LANG v. PTC INC.

United States District Court, District of New Jersey (2021)

Facts

Issue

Holding — McNulty, J.

Rule

Reasoning

Deep Dive: How the Court Reached Its Decision

Court's Analysis of the Arbitration Agreement

The court began its analysis by examining the arbitration agreement signed by Craig Lang and PTC, Inc. The agreement included a provision requiring arbitration of employment-related disputes and referenced the Comprehensive Arbitration Rules and Procedures of JAMS. Notably, the court identified that Section 14(a) of the agreement did not explicitly mandate that the parties share the costs of arbitration. Instead, it simply stated that arbitration would be conducted according to JAMS rules, which allowed for the possibility of fee-sharing under their Comprehensive Rules. However, the court also recognized that JAMS has specific Employment Arbitration Minimum Standards (EMS) that prohibit imposing such costs on employees, except for a nominal initial fee. Consequently, the court concluded that the arbitration agreement's reference to JAMS rules did not imply that Lang could be required to pay for arbitration costs, as doing so would conflict with the EMS.
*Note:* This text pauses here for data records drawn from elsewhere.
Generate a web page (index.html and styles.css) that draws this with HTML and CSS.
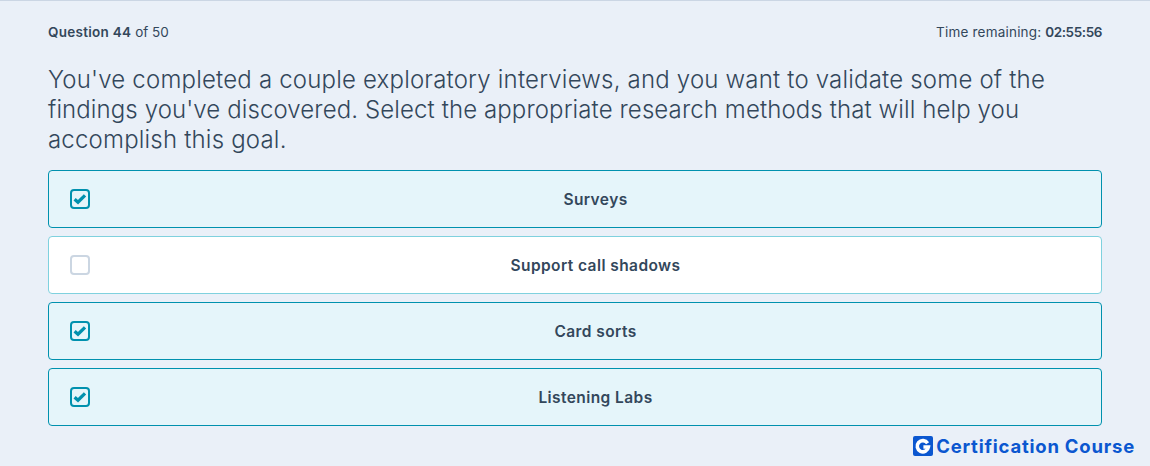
FILE: index.html
```html
<!DOCTYPE html>
<html lang="en">
<head>
<meta charset="utf-8">
<title>Question 44 of 50</title>
<link rel="stylesheet" href="styles.css">
</head>
<body>
<main class="quiz">
  <header class="meta">
    <div><strong class="count">Question 44</strong> of 50</div>
    <div><span class="timer-label">Time remaining:</span> <strong class="timer">02:55:56</strong></div>
  </header>
  <h1 class="question">You've completed a couple exploratory interviews, and you want to validate some of the <span class="tight">findings you've discovered. Select the appropriate research methods that will help you</span> accomplish this goal.</h1>
  <ul class="options">
    <li class="option selected">
      <span class="box"><svg viewBox="0 0 16 16" class="tick"><path d="M2.6 8.2 6 11.2 13 4.4"/></svg></span>
      <span class="label">Surveys</span>
    </li>
    <li class="option">
      <span class="box"></span>
      <span class="label">Support call shadows</span>
    </li>
    <li class="option selected">
      <span class="box"><svg viewBox="0 0 16 16" class="tick"><path d="M2.6 8.2 6 11.2 13 4.4"/></svg></span>
      <span class="label">Card sorts</span>
    </li>
    <li class="option selected">
      <span class="box"><svg viewBox="0 0 16 16" class="tick"><path d="M2.6 8.2 6 11.2 13 4.4"/></svg></span>
      <span class="label">Listening Labs</span>
    </li>
  </ul>
  <footer class="brand">
    <span class="logo"><svg viewBox="0 0 20 20"><path d="M14.6 7.2A5.6 5.6 0 1 0 15.4 11H10.4"/></svg></span>
    <span class="brand-name">Certification Course</span>
  </footer>
</main>
</body>
</html>
```
FILE: styles.css
```css
* { box-sizing: border-box; }
html, body { margin: 0; height: 100%; }
body {
  background: #eaf0f8;
  color: #33475b;
  font-family: "Inter", "Liberation Sans", sans-serif;
  overflow: hidden;
}
.quiz {
  border-top: 1px solid #cbd6e4;
  height: 466px;
  padding: 0 48px;
  position: relative;
}
.meta {
  display: flex;
  justify-content: space-between;
  font-size: 13.5px;
  line-height: 20px;
  padding-top: 21px;
}
.meta strong { font-weight: 600; }
.count { letter-spacing: 0.28px; }
.timer-label { letter-spacing: 0.2px; }
.timer { letter-spacing: -0.4px; }
.question {
  margin: 23px 0 15px;
  font-size: 24px;
  font-weight: 300;
  line-height: 30px;
  letter-spacing: 0.19px;
}
.tight { letter-spacing: 0.105px; }
.options {
  list-style: none;
  margin: 0;
  padding: 0;
  display: flex;
  flex-direction: column;
  gap: 8px;
}
.option {
  height: 58px;
  border: 1px solid #7fd1de;
  border-radius: 4px;
  background: #fff;
  display: flex;
  align-items: center;
  padding-left: 21px;
  font-size: 15.5px;
  font-weight: 600;
  letter-spacing: 0.42px;
}
.option.selected {
  background: #e5f5fa;
  border-color: #0091ae;
}
.box {
  width: 20px;
  height: 20px;
  border: 2px solid #cbd6e2;
  border-radius: 4px;
  flex: none;
  display: block;
}
.selected .box { border-color: #0091ae; }
.tick { display: block; width: 16px; height: 16px; fill: none; stroke: #0091ae; stroke-width: 3.3; }
.label { flex: 1; text-align: center; }
.brand {
  position: absolute;
  right: 15px;
  bottom: 9px;
  display: flex;
  align-items: center;
  gap: 3px;
  color: #0b57d0;
  font-size: 18.5px;
  font-weight: 700;
  letter-spacing: 0.78px;
}
.logo { width: 20px; height: 20px; background: #0b57d0; border-radius: 2px; display: block; }
.logo svg { display: block; fill: none; stroke: #fff; stroke-width: 3.6; }
```
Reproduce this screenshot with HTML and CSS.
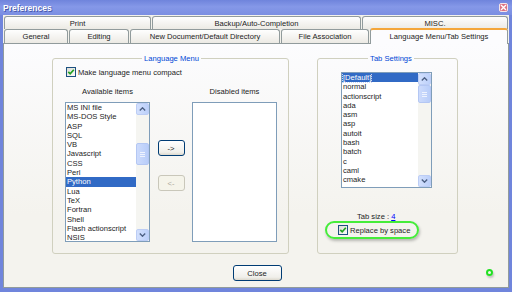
FILE: index.html
```html
<!DOCTYPE html>
<html lang="en">
<head>
<meta charset="UTF-8">
<title>Preferences</title>
<link rel="stylesheet" href="styles.css">
</head>
<body>
<div class="window">
  <div class="titlebar">
    <span class="title">Preferences</span>
    <span class="close-x">
      <svg width="7" height="7" viewBox="0 0 7 7"><path d="M1 1 L6 6 M6 1 L1 6" stroke="#fff" stroke-width="1.4"/></svg>
    </span>
  </div>
  <div class="frame">
    <div class="tab-row back">
      <div class="tab t-print">Print</div>
      <div class="tab t-backup">Backup/Auto-Completion</div>
      <div class="tab t-misc">MISC.</div>
    </div>
    <div class="tab-row front">
      <div class="tab t-general">General</div>
      <div class="tab t-editing">Editing</div>
      <div class="tab t-newdoc">New Document/Default Directory</div>
      <div class="tab t-assoc">File Association</div>
      <div class="tab t-lang active">Language Menu/Tab Settings</div>
    </div>
    <div class="panel">
      <div class="groups">
        <fieldset class="group lang-group">
          <legend>Language Menu</legend>
          <label class="check-row">
            <span class="checkbox"><svg width="8" height="8" viewBox="0 0 8 8"><path d="M1.3 3.8 L3.2 5.8 L6.8 1.8" fill="none" stroke="#21a121" stroke-width="1.7"/></svg></span>
            Make language menu compact
          </label>
          <div class="cols">
            <div class="col-title">Available items</div>
            <div></div>
            <div class="col-title">Disabled items</div>

            <div class="listbox">
              <div class="items">
                <div>MS INI file</div>
                <div>MS-DOS Style</div>
                <div>ASP</div>
                <div>SQL</div>
                <div>VB</div>
                <div>Javascript</div>
                <div>CSS</div>
                <div>Perl</div>
                <div class="selected">Python</div>
                <div>Lua</div>
                <div>TeX</div>
                <div>Fortran</div>
                <div>Shell</div>
                <div>Flash actionscript</div>
                <div>NSIS</div>
              </div>
              <div class="scrollbar">
                <div class="arrow"><svg width="7" height="4" viewBox="0 0 7 4"><path d="M0.8 3.4 L3.5 0.8 L6.2 3.4" fill="none" stroke="#4d6185" stroke-width="1.4"/></svg></div>
                <div class="track"><div class="thumb thumb-lang"><i></i><i></i><i></i></div></div>
                <div class="arrow"><svg width="7" height="4" viewBox="0 0 7 4"><path d="M0.8 0.6 L3.5 3.2 L6.2 0.6" fill="none" stroke="#4d6185" stroke-width="1.4"/></svg></div>
              </div>
            </div>
            <div class="move-buttons">
              <button class="btn">-&gt;</button>
              <button class="btn" disabled>&lt;-</button>
            </div>
            <div class="listbox"></div>
          </div>
        </fieldset>

        <fieldset class="group tab-group">
          <legend>Tab Settings</legend>
          <div class="listbox tab-list">
            <div class="items">
              <div class="selected"><span class="focus">[Default]</span></div>
              <div>normal</div>
              <div>actionscript</div>
              <div>ada</div>
              <div>asm</div>
              <div>asp</div>
              <div>autoit</div>
              <div>bash</div>
              <div>batch</div>
              <div>c</div>
              <div>caml</div>
              <div>cmake</div>
            </div>
            <div class="scrollbar">
              <div class="arrow"><svg width="7" height="4" viewBox="0 0 7 4"><path d="M0.8 3.4 L3.5 0.8 L6.2 3.4" fill="none" stroke="#4d6185" stroke-width="1.4"/></svg></div>
              <div class="track"><div class="thumb thumb-tab"><i></i><i></i><i></i></div></div>
              <div class="arrow"><svg width="7" height="4" viewBox="0 0 7 4"><path d="M0.8 0.6 L3.5 3.2 L6.2 0.6" fill="none" stroke="#4d6185" stroke-width="1.4"/></svg></div>
            </div>
          </div>
          <div class="tab-size">Tab size : <a href="#">4</a></div>
          <label class="highlight">
            <span class="checkbox"><svg width="8" height="8" viewBox="0 0 8 8"><path d="M1.3 3.8 L3.2 5.8 L6.8 1.8" fill="none" stroke="#21a121" stroke-width="1.7"/></svg></span>
            Replace by space
          </label>
        </fieldset>
      </div>
      <div class="footer">
        <button class="btn close-btn">Close</button>
      </div>
    </div>
  </div>
  <span class="dot"></span>
</div>
</body>
</html>
```

FILE: styles.css
```css
* {
  box-sizing: border-box;
}
body {
  margin: 0;
  font-family: "Liberation Sans", Arial, sans-serif;
  font-size: 7.6px;
  color: #1c1c1c;
  background: #fff;
}
.window {
  position: relative;
  width: 512px;
  height: 292px;
  display: flex;
  flex-direction: column;
}
.titlebar {
  height: 15px;
  display: flex;
  align-items: center;
  justify-content: space-between;
  padding: 0 4px 0 3px;
  background: linear-gradient(#6f84dc, #8598e8 45%, #7a8ee2);
}
.title {
  color: #fff;
  font-weight: bold;
  font-size: 8.5px;
  text-shadow: 1px 1px 0 #4456a8;
}
.close-x {
  width: 9px;
  height: 9px;
  display: flex;
  align-items: center;
  justify-content: center;
  background: #dc7282;
  border: 1px solid #f4e4ea;
  border-radius: 2px;
}
.frame {
  flex: 1;
  display: flex;
  flex-direction: column;
  border: solid #7085dc;
  border-width: 0 3px 4px 3px;
  padding-top: 1px;
  background: #f3f2ec;
}

/* tabs */
.tab-row {
  display: flex;
  gap: 1px;
  padding-left: 1px;
}
.tab-row.back {
  height: 13px;
}
.tab-row.front {
  height: 14px;
}
.tab {
  display: flex;
  align-items: center;
  justify-content: center;
  border: 1px solid #919b9c;
  border-bottom: none;
  border-radius: 3px 3px 0 0;
  background: linear-gradient(#fefefe, #eceae4);
  white-space: nowrap;
}
.tab.active {
  position: relative;
  z-index: 1;
  height: 16px;
  margin-top: -1px;
  padding-bottom: 2px;
  border-top: 2px solid #f4a63a;
  background: #fcfcfe;
}
.t-print { width: 147px; }
.t-backup { width: 209px; }
.t-misc { width: 146px; }
.t-general { width: 64px; }
.t-editing { width: 60px; }
.t-newdoc { width: 150px; }
.t-assoc { width: 88px; }
.t-lang { width: 138px; }

.panel {
  flex: 1;
  display: flex;
  flex-direction: column;
  border: 1px solid #919b9c;
  padding: 10px 50px 0 48px;
  background: linear-gradient(#fcfcfe, #f4f3ee 70%);
}
.groups {
  display: flex;
  gap: 28px;
}
.group {
  margin: 0;
  border: 1px solid #d0d0bf;
  border-radius: 3px;
}
.group legend {
  margin: 0 auto;
  padding: 0 2px;
  color: #0046d5;
  line-height: 9px;
}
.lang-group {
  width: 237px;
  padding: 4px 10px 11px 12px;
}
.tab-group {
  width: 141px;
  padding: 9px 0 12px 7px;
}

/* checkbox */
.check-row {
  display: flex;
  align-items: center;
  gap: 2px;
  height: 10px;
  margin-left: 1px;
}
.checkbox {
  width: 10px;
  height: 10px;
  display: flex;
  align-items: center;
  justify-content: center;
  border: 1px solid #1c5180;
  background: linear-gradient(135deg, #dcdcd7, #fbfbf9);
}

.cols {
  display: grid;
  grid-template-columns: 85px 42px 85px;
  grid-template-rows: 9px 140px;
  row-gap: 6px;
  margin-top: 10px;
}
.col-title {
  text-align: center;
  line-height: 9px;
}

/* list boxes */
.listbox {
  display: flex;
  border: 1px solid #7f9db9;
  background: #fff;
  overflow: hidden;
}
.items {
  flex: 1;
  overflow: hidden;
  line-height: 9.3px;
}
.items div {
  padding-left: 1px;
  white-space: nowrap;
}
.items .selected {
  background: #316ac5;
  color: #fff;
}
.items .focus {
  outline: 1px dotted #c9d8f2;
}
.scrollbar {
  width: 13px;
  display: flex;
  flex-direction: column;
  background: #f5f5f1;
}
.arrow {
  height: 12px;
  display: flex;
  align-items: center;
  justify-content: center;
  border: 1px solid #bccdf5;
  border-radius: 2px;
  background: linear-gradient(90deg, #d3e0fd, #bcd0fa);
}
.track {
  flex: 1;
}
.thumb {
  display: flex;
  flex-direction: column;
  align-items: center;
  justify-content: center;
  gap: 1px;
  border: 1px solid #b4c7f3;
  border-radius: 2px;
  background: linear-gradient(90deg, #cddbfc, #b8cdf9);
}
.thumb i {
  width: 5px;
  height: 1px;
  background: #eef3fe;
}
.thumb-lang {
  height: 22px;
  margin-top: 28px;
}
.thumb-tab {
  height: 18px;
  margin-top: 0;
}

.move-buttons {
  display: flex;
  flex-direction: column;
  align-items: center;
  gap: 19px;
  padding-top: 38px;
}
.btn {
  height: 16px;
  padding: 0;
  font: inherit;
  color: #1c1c1c;
  border: 1px solid #003c74;
  border-radius: 3px;
  background: linear-gradient(#fff, #f0efea 80%, #dcd8cd);
}
.move-buttons .btn {
  width: 27px;
}
.btn:disabled {
  color: #aca899;
  border-color: #c9c7ba;
  background: #f5f4ea;
}

.tab-list {
  width: 91px;
  height: 116px;
  margin-left: 16px;
}
.tab-size {
  margin: 24px 0 0 32px;
  line-height: 9px;
}
.tab-size a {
  color: #0000ff;
}
.highlight {
  display: flex;
  align-items: center;
  gap: 2px;
  width: 94px;
  height: 18px;
  margin-top: 0;
  padding-left: 11px;
  border: 2px solid #45ec3a;
  border-radius: 9px;
  box-shadow: 1px 2px 3px rgba(0, 0, 0, 0.25);
}

.footer {
  display: flex;
  justify-content: center;
  margin: 11px 0 0 4px;
}
.close-btn {
  width: 49px;
}

.dot {
  position: absolute;
  left: 486px;
  top: 269px;
  width: 7px;
  height: 7px;
  border: 2px solid #22e022;
  border-radius: 50%;
  box-shadow: 1px 2px 2px rgba(0, 0, 0, 0.2);
}
```
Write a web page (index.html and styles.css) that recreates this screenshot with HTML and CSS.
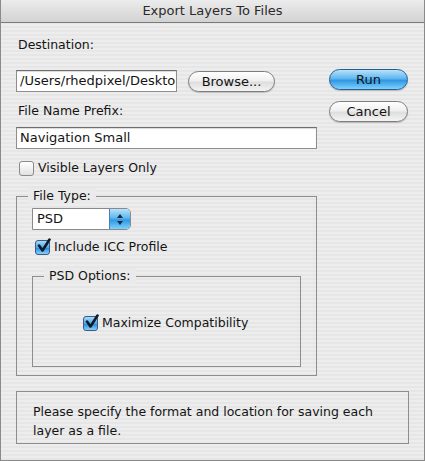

Waiver of Fee-Sharing Rights

The court further reasoned that PTC waived its right to demand fee-sharing by initially paying the costs associated with the arbitration without raising the issue until later in the proceedings. During the arbitration process, PTC was informed multiple times about the EMS, which stated that the employer would bear the primary costs of arbitration. Despite this, PTC did not contest this arrangement until after it had already made a substantial payment towards the arbitration fees. The court emphasized that this sequence of events indicated PTC had accepted the terms under which JAMS would administer the arbitration. Therefore, PTC's delayed attempt to impose a fee-sharing requirement was viewed as a relinquishment of its previously asserted rights under the arbitration agreement.

Severability of the Agreement

The court also addressed the issue of severability within the arbitration agreement. It noted that while Lang argued that any modification to the agreement would invalidate it in its entirety, the court found that it had not modified or invalidated any part of Section 14(a). The court interpreted the agreement as remaining valid and enforceable, thus rendering discussions on severability unnecessary. The court further clarified that the provisions regarding fee-sharing did not undermine the overall enforceability of the arbitration agreement, as the agreement continued to be effective without imposing undue costs on Lang. This reasoning supported the conclusion that the arbitration agreement could still function properly without requiring Lang to share the costs of arbitration.

Conclusion on Arbitration

In conclusion, the court granted PTC's motion to compel arbitration but denied its request for pro rata fee-sharing. The court maintained that the arbitration agreement was valid and enforceable while simultaneously affirming that requiring Lang to share the costs would violate the EMS, which stipulates that employers bear the costs of arbitration in employment disputes. The court's ruling reinforced the principle that arbitration agreements must not impose substantial financial burdens on employees seeking to assert their rights. As a result, Lang was permitted to proceed with arbitration without the obligation to share any significant costs with PTC, ensuring that the arbitration process would remain accessible to him.